On the upside, I felt better after finishing the jalk.  And my doggie was pretty happy too. (It's been too hot to leave them outside, but she is an energetic dog-- so the jalk gave her an outlet too.)

There's a half marathon I want to run on Nov 3 called "Conquer the Mountain."  Well, let's be honest here.  If the Pudgy Parson makes it that far, there will already have been a considerable amount of conquering.  But, a gal always needs a goal.


Sunday, July 1, 2012

Calling the Pudgy Parson

The Pudgy Parson has left the building!   And hasn't been sighted for some six weeks...it's like she's vamooshed, and definitely not because she has shrunk so much as to be a mere sliver of her old self.

The Pudgy Parson is about healthy living, about making good choices, about making time for what is important.  And that person hasn't been anywhere to be seen lately.   Oh, there's been something living in her body, but it's a grouchy, tired, road-worn, bad choice making, non-exercising person.  Clearly, the heart and soul of the Pudgy Parson has been displaced.

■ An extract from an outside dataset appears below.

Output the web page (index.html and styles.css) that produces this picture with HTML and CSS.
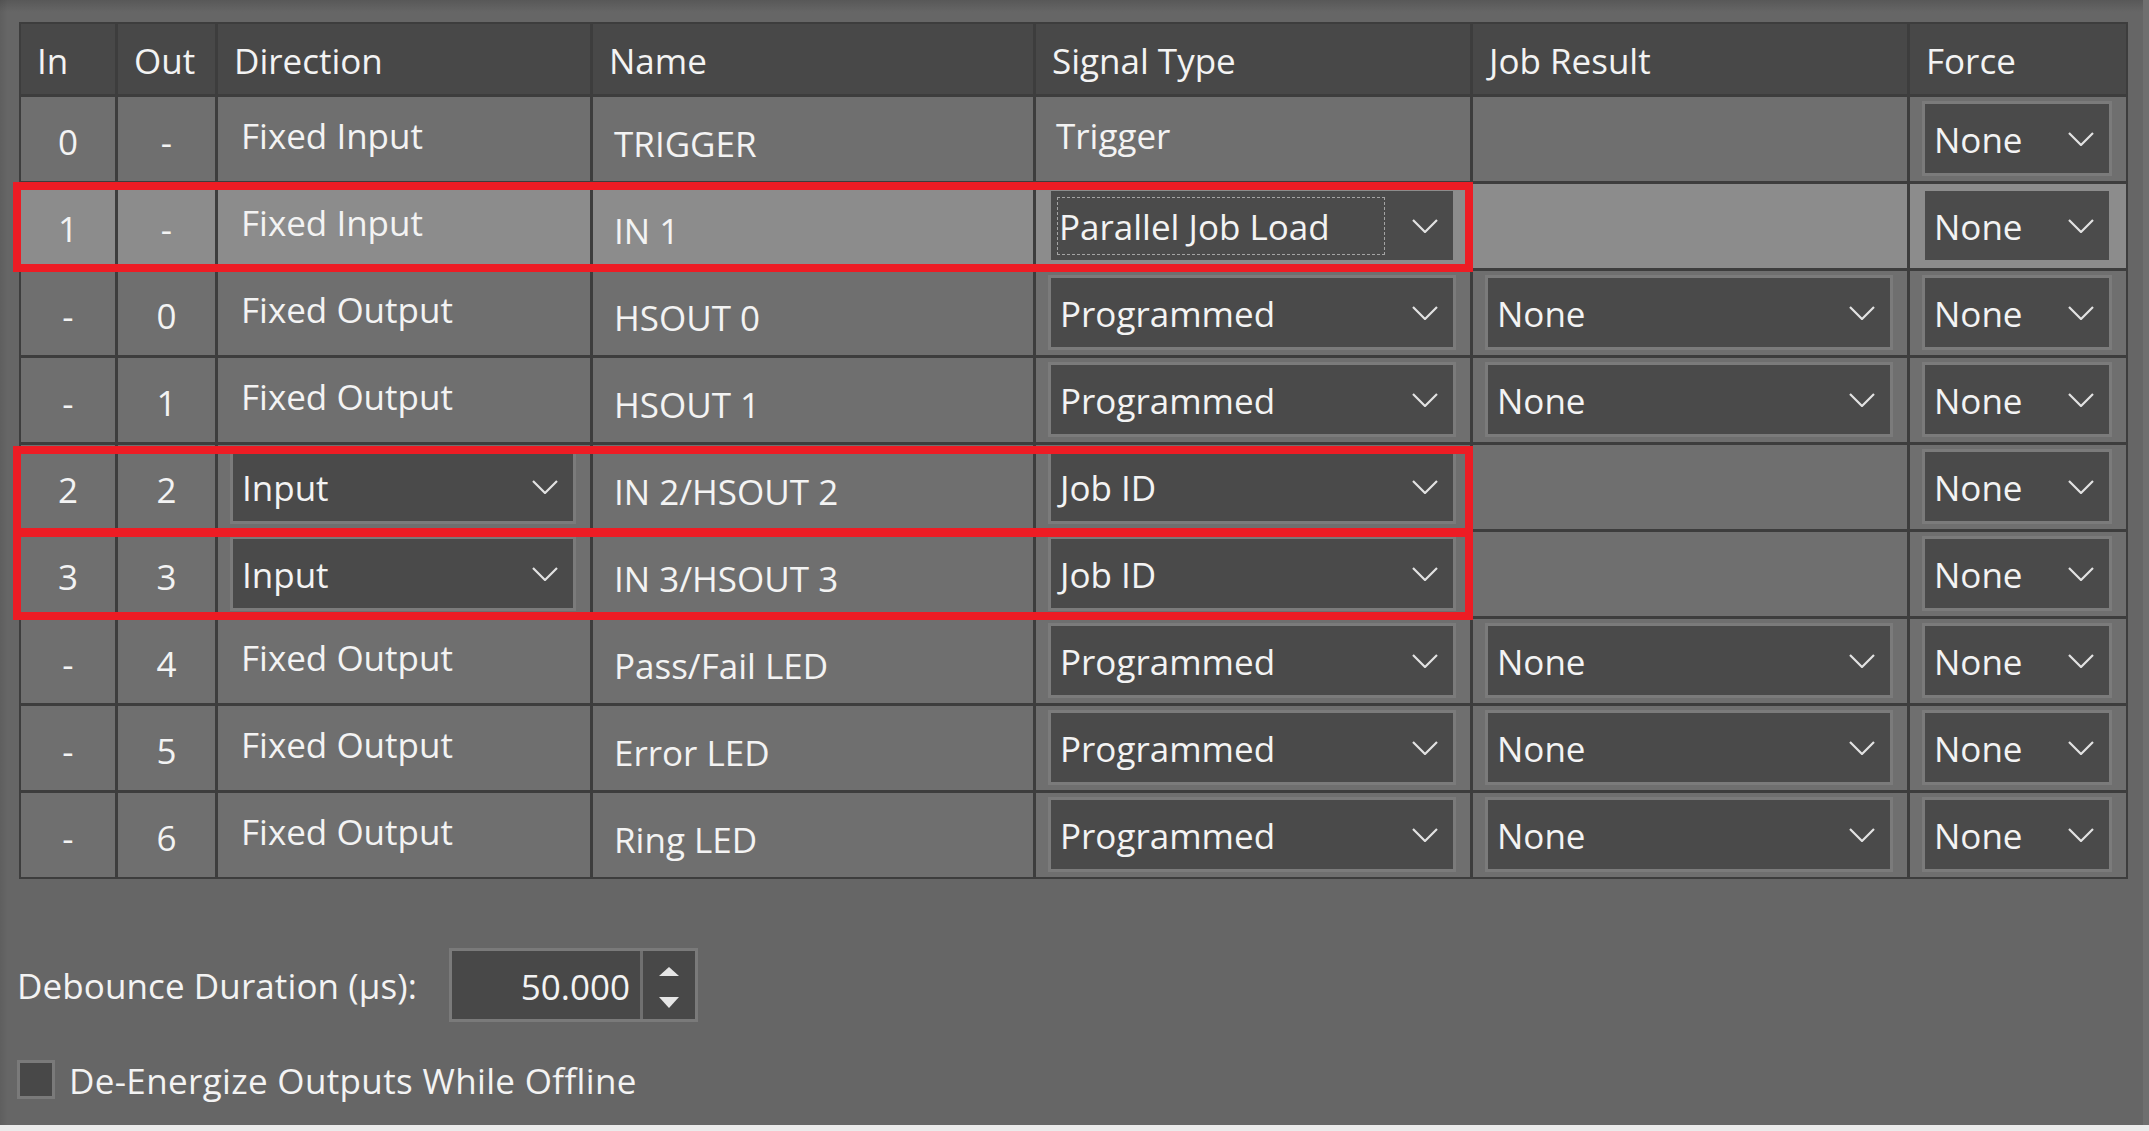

But she's coming back.  Because today I stepped on the scale, and just how badly I've been behaving. After a week at the beach, which was preceeded by six weeks of more or less living out of a suitcase (i.e. not exercising and grabbing fast food), the scale read a number that I couldn't believe. I really thought the ten pound cat had snuck up on the scale with me (as she does sometimes).  I thought the scale was lying.  There is no way that huge number was accurate.

Except that it probably was.  I've not only gained what I'd worked so hard to lose, but a few pounds besides.

Today starts the second half of a year.  It's like New Years, 2.0.  And my life is settling down a little.  And there are new things on my horizon. And I'm tired of feeling so... blah.  I can do better than this, and I want better for me than what I'm doing.   I preached from 2 Corinthians 2 this morning and The Message translation phrases Paul's words this way:  Don't let your good intentions grow stale.

Um, hello! Pudgy Parson... are you out there? I'm ready for a do-over!